Exercise: Go through the data below and copy it exactly, skipping every picture.

Available data:
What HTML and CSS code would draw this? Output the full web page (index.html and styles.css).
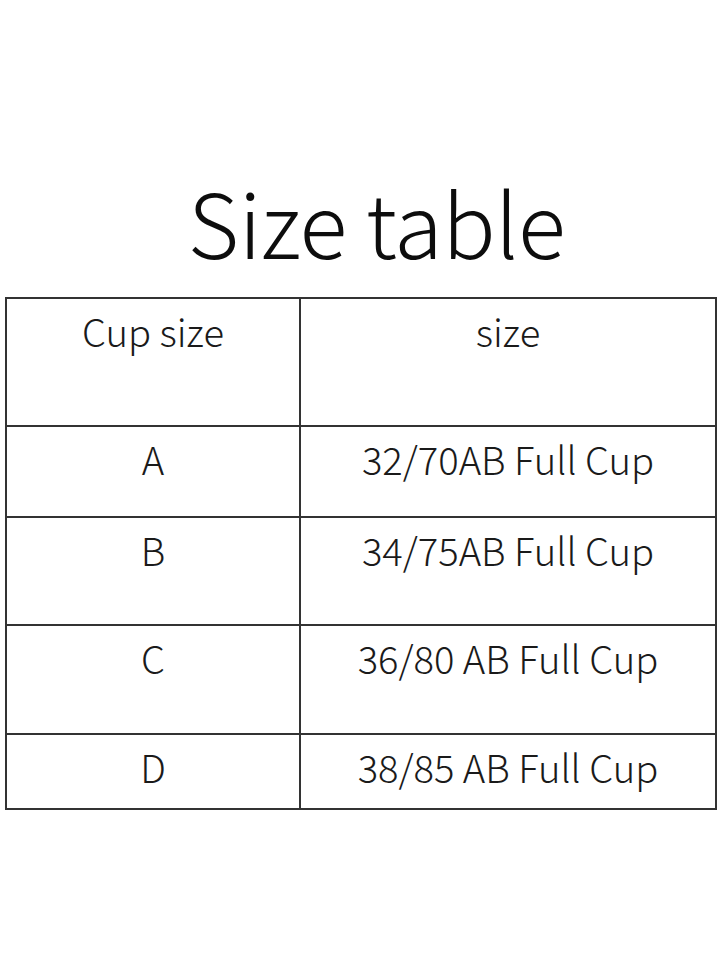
FILE: index.html
```html
<!DOCTYPE html>
<html>
<head>
<meta charset="utf-8">
<link rel="stylesheet" href="styles.css">
</head>
<body>
<div class="page">
  <h1 class="title">Size table</h1>
  <table class="sizes">
    <tr class="r0"><td class="c1">Cup size</td><td class="c2">size</td></tr>
    <tr class="r1"><td class="c1">A</td><td class="c2">32/70AB Full Cup</td></tr>
    <tr class="r2"><td class="c1">B</td><td class="c2">34/75AB Full Cup</td></tr>
    <tr class="r3"><td class="c1">C</td><td class="c2">36/80 AB Full Cup</td></tr>
    <tr class="r4"><td class="c1">D</td><td class="c2">38/85 AB Full Cup</td></tr>
  </table>
</div>
</body>
</html>
```
FILE: styles.css
```css
html, body { margin: 0; padding: 0; background: #fff; }
.page {
  width: 720px;
  height: 959px;
  font-family: "Noto Sans CJK SC", "Noto Sans", sans-serif;
  font-weight: 300;
  color: #1a1a1a;
  padding-top: 168px;
  box-sizing: border-box;
}
.title {
  margin: 0 0 24px 0;
  padding-left: 33px;
  font-weight: 300;
  font-size: 88.5px;
  line-height: 105px;
  text-align: center;
  color: #0d0d0d;
  letter-spacing: -0.5px;
}
.sizes {
  border-collapse: collapse;
  margin-left: 5px;
  width: 712px;
  table-layout: fixed;
}
.sizes td {
  border: 2px solid #333;
  text-align: center;
  vertical-align: top;
  font-size: 38.2px;
  line-height: 44px;
  padding: 10px 0 0 0;
  box-sizing: border-box;
}
.c1 { width: 294px; }
.r0 td { height: 128px; }
.r1 td { height: 91px; }
.r2 td { height: 108px; }
.r3 td { height: 109px; }
.r4 td { height: 75px; }
```
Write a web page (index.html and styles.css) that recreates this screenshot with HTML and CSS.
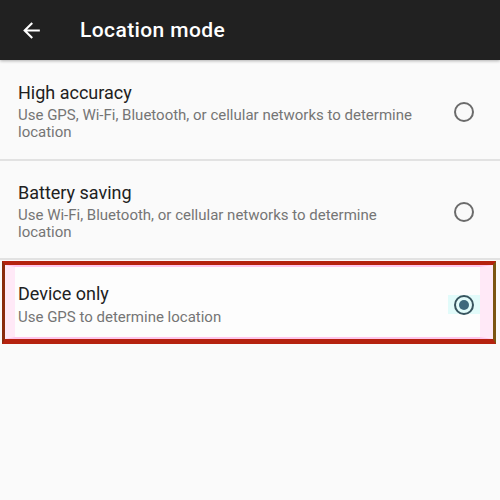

Result:
What HTML and CSS code would draw this? Output the full web page (index.html and styles.css).
FILE: index.html
```html
<!DOCTYPE html>
<html>
<head>
<meta charset="utf-8">
<link rel="stylesheet" href="styles.css">
</head>
<body>
<div class="page">
  <h1 class="title">Size table</h1>
  <table class="sizes">
    <tr class="r0"><td class="c1">Cup size</td><td class="c2">size</td></tr>
    <tr class="r1"><td class="c1">A</td><td class="c2">32/70AB Full Cup</td></tr>
    <tr class="r2"><td class="c1">B</td><td class="c2">34/75AB Full Cup</td></tr>
    <tr class="r3"><td class="c1">C</td><td class="c2">36/80 AB Full Cup</td></tr>
    <tr class="r4"><td class="c1">D</td><td class="c2">38/85 AB Full Cup</td></tr>
  </table>
</div>
</body>
</html>
```
FILE: styles.css
```css
html, body { margin: 0; padding: 0; background: #fff; }
.page {
  width: 720px;
  height: 959px;
  font-family: "Noto Sans CJK SC", "Noto Sans", sans-serif;
  font-weight: 300;
  color: #1a1a1a;
  padding-top: 168px;
  box-sizing: border-box;
}
.title {
  margin: 0 0 24px 0;
  padding-left: 33px;
  font-weight: 300;
  font-size: 88.5px;
  line-height: 105px;
  text-align: center;
  color: #0d0d0d;
  letter-spacing: -0.5px;
}
.sizes {
  border-collapse: collapse;
  margin-left: 5px;
  width: 712px;
  table-layout: fixed;
}
.sizes td {
  border: 2px solid #333;
  text-align: center;
  vertical-align: top;
  font-size: 38.2px;
  line-height: 44px;
  padding: 10px 0 0 0;
  box-sizing: border-box;
}
.c1 { width: 294px; }
.r0 td { height: 128px; }
.r1 td { height: 91px; }
.r2 td { height: 108px; }
.r3 td { height: 109px; }
.r4 td { height: 75px; }
```
Write a web page (index.html and styles.css) that recreates this screenshot with HTML and CSS.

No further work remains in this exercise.